* WORK TO BE COMPLETED *
Whenever a line contains the string "TypeScript", copy it out of the entries.

* PROVIDED INFORMATION *
=-=-=

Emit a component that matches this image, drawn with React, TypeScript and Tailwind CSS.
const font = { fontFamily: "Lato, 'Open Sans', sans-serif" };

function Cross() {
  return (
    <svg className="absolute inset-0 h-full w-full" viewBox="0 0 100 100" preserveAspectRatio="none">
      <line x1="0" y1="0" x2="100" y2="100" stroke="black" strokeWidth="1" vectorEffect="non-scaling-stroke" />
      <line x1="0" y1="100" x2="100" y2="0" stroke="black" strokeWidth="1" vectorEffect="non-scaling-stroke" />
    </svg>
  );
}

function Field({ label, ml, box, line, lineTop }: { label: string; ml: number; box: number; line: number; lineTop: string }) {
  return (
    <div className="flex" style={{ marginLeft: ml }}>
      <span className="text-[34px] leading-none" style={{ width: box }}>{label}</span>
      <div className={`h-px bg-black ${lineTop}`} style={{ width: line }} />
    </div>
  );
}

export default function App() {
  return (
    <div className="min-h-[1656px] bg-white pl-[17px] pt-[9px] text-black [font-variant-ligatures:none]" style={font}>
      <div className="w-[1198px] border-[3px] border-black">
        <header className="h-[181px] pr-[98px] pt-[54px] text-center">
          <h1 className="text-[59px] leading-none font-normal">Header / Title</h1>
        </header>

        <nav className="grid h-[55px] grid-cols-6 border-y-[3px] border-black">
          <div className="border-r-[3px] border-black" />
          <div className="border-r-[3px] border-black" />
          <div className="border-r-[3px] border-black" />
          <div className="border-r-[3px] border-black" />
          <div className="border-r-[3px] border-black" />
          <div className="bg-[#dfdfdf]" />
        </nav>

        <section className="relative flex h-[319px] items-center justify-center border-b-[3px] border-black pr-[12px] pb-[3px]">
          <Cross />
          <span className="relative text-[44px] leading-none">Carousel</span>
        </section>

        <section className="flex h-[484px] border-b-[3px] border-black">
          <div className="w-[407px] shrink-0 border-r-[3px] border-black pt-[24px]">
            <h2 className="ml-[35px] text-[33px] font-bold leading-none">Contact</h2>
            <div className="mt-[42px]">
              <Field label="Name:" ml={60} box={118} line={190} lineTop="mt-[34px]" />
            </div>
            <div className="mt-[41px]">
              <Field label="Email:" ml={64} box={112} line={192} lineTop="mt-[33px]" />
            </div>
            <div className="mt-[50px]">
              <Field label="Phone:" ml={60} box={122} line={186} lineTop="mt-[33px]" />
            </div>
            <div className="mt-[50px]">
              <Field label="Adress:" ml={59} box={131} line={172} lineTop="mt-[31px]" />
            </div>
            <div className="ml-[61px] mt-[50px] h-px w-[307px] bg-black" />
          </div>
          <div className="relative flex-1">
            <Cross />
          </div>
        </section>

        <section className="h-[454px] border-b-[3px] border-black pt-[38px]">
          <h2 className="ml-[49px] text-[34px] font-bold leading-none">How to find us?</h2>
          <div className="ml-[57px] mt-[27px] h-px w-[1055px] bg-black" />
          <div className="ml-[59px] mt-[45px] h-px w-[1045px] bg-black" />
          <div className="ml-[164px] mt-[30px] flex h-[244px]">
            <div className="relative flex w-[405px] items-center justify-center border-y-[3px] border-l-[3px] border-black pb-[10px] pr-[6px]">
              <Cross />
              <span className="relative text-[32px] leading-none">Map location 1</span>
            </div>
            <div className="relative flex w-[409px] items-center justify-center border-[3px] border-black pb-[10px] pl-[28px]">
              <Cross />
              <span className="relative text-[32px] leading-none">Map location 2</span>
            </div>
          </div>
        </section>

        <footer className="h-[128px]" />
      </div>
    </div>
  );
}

=-=-=

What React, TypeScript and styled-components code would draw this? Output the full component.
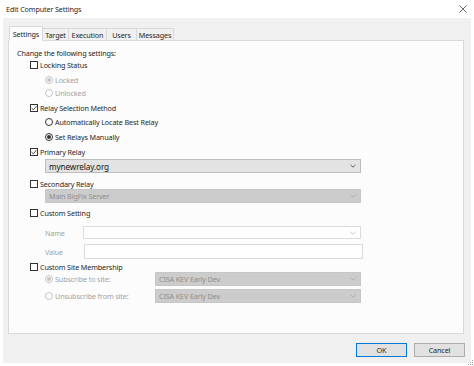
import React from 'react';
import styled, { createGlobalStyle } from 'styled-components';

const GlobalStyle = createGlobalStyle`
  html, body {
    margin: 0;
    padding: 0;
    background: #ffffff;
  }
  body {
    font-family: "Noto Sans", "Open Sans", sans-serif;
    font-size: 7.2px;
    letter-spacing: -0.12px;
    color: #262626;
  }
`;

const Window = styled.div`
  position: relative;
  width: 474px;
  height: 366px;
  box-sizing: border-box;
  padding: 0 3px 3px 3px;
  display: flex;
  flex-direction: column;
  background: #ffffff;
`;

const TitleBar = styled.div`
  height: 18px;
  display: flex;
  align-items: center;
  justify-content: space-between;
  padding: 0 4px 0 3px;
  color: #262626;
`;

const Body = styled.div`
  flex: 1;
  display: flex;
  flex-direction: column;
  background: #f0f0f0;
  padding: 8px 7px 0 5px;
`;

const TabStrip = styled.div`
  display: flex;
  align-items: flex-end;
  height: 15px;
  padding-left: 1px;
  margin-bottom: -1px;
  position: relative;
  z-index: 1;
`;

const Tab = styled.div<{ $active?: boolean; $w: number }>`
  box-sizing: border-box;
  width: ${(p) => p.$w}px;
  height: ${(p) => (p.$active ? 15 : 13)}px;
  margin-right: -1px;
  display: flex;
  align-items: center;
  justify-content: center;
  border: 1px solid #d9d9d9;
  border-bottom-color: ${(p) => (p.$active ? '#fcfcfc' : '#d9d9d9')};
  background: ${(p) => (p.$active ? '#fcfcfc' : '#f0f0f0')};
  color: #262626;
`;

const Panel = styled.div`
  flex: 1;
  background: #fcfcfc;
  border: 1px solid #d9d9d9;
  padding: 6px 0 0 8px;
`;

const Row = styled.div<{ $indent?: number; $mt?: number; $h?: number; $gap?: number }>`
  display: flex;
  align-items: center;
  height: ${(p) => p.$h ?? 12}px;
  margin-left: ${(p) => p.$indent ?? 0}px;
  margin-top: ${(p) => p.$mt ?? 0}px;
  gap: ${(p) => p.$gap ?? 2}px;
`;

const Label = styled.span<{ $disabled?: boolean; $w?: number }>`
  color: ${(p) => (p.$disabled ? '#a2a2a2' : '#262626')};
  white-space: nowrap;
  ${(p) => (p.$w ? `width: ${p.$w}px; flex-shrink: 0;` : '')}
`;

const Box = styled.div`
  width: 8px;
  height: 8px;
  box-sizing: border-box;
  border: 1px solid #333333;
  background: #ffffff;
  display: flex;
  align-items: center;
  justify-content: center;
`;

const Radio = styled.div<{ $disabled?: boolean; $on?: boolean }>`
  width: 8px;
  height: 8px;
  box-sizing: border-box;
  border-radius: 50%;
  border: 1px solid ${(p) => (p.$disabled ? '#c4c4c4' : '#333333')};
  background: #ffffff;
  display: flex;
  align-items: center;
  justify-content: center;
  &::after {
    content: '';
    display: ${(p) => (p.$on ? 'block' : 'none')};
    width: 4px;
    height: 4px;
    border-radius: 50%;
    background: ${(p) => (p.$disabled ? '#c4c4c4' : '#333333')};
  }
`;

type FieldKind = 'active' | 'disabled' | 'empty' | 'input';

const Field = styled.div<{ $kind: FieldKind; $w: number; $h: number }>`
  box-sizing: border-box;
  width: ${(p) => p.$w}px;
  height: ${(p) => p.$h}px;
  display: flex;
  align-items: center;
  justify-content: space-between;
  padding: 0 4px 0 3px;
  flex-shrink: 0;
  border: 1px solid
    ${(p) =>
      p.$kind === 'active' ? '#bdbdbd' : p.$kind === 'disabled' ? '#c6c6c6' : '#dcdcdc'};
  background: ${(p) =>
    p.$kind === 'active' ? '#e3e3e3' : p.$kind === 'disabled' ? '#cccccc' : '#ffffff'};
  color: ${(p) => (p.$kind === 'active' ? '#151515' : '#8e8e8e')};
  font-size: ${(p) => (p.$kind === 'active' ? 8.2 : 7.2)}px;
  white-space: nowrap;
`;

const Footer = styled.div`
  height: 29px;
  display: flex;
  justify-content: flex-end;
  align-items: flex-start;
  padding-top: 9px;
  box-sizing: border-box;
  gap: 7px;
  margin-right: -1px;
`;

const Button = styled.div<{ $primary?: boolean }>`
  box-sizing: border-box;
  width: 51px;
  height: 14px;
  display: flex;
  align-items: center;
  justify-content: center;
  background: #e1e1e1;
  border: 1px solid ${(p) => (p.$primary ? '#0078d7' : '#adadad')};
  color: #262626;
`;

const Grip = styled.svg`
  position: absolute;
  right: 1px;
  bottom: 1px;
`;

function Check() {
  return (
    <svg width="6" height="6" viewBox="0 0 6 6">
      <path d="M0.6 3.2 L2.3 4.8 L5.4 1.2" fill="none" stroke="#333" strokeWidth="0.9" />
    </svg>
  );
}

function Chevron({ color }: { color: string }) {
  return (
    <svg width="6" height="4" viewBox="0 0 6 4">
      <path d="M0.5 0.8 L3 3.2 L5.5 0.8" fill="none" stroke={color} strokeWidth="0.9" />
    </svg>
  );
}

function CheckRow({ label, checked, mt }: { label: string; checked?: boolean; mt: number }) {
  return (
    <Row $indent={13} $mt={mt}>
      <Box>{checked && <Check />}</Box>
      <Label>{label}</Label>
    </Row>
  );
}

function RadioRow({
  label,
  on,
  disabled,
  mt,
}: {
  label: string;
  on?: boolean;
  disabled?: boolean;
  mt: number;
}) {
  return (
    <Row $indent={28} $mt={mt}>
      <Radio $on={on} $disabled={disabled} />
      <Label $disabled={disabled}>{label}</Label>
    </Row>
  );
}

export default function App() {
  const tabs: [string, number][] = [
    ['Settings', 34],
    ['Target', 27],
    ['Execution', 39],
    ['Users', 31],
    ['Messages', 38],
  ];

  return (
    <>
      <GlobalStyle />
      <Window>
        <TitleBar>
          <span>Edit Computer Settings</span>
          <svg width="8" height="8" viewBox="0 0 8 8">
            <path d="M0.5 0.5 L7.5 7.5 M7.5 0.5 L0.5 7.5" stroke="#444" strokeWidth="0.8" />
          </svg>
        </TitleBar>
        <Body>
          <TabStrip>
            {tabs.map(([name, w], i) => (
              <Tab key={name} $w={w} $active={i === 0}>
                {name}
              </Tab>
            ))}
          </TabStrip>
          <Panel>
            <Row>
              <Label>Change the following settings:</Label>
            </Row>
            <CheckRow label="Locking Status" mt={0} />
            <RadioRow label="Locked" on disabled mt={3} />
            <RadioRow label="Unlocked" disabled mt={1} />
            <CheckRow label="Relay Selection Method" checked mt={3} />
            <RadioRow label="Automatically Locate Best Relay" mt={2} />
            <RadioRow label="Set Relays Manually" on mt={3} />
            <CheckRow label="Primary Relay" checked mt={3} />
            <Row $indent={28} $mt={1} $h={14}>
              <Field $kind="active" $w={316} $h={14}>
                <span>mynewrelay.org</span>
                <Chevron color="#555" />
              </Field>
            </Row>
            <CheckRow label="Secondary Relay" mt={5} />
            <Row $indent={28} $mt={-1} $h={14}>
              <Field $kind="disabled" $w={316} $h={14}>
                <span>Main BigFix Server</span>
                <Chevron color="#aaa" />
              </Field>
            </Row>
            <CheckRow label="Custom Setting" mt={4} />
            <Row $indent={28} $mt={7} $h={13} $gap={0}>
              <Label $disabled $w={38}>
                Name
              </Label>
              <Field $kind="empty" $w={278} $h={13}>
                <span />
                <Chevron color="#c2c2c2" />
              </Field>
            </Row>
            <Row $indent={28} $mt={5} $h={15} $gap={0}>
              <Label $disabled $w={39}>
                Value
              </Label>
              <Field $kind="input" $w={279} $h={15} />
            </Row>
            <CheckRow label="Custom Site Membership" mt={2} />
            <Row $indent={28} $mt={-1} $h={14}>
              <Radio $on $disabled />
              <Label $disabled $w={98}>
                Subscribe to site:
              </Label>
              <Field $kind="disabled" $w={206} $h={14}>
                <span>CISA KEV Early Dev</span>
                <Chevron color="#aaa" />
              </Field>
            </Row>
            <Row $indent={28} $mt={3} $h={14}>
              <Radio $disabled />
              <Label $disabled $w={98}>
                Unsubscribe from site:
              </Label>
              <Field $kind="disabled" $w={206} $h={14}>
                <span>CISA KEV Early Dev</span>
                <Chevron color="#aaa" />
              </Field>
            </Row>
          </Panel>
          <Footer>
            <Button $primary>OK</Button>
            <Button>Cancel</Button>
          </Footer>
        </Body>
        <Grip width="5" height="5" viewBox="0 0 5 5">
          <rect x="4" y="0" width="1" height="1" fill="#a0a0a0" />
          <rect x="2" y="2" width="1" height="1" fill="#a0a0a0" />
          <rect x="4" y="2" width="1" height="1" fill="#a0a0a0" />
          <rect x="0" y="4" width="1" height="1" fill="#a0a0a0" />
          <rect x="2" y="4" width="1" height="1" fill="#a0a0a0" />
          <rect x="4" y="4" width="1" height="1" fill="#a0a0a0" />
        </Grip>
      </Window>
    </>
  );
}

=-=-=

* EXERCISE ANSWER *
Emit a component that matches this image, drawn with React, TypeScript and Tailwind CSS.
What React, TypeScript and styled-components code would draw this? Output the full component.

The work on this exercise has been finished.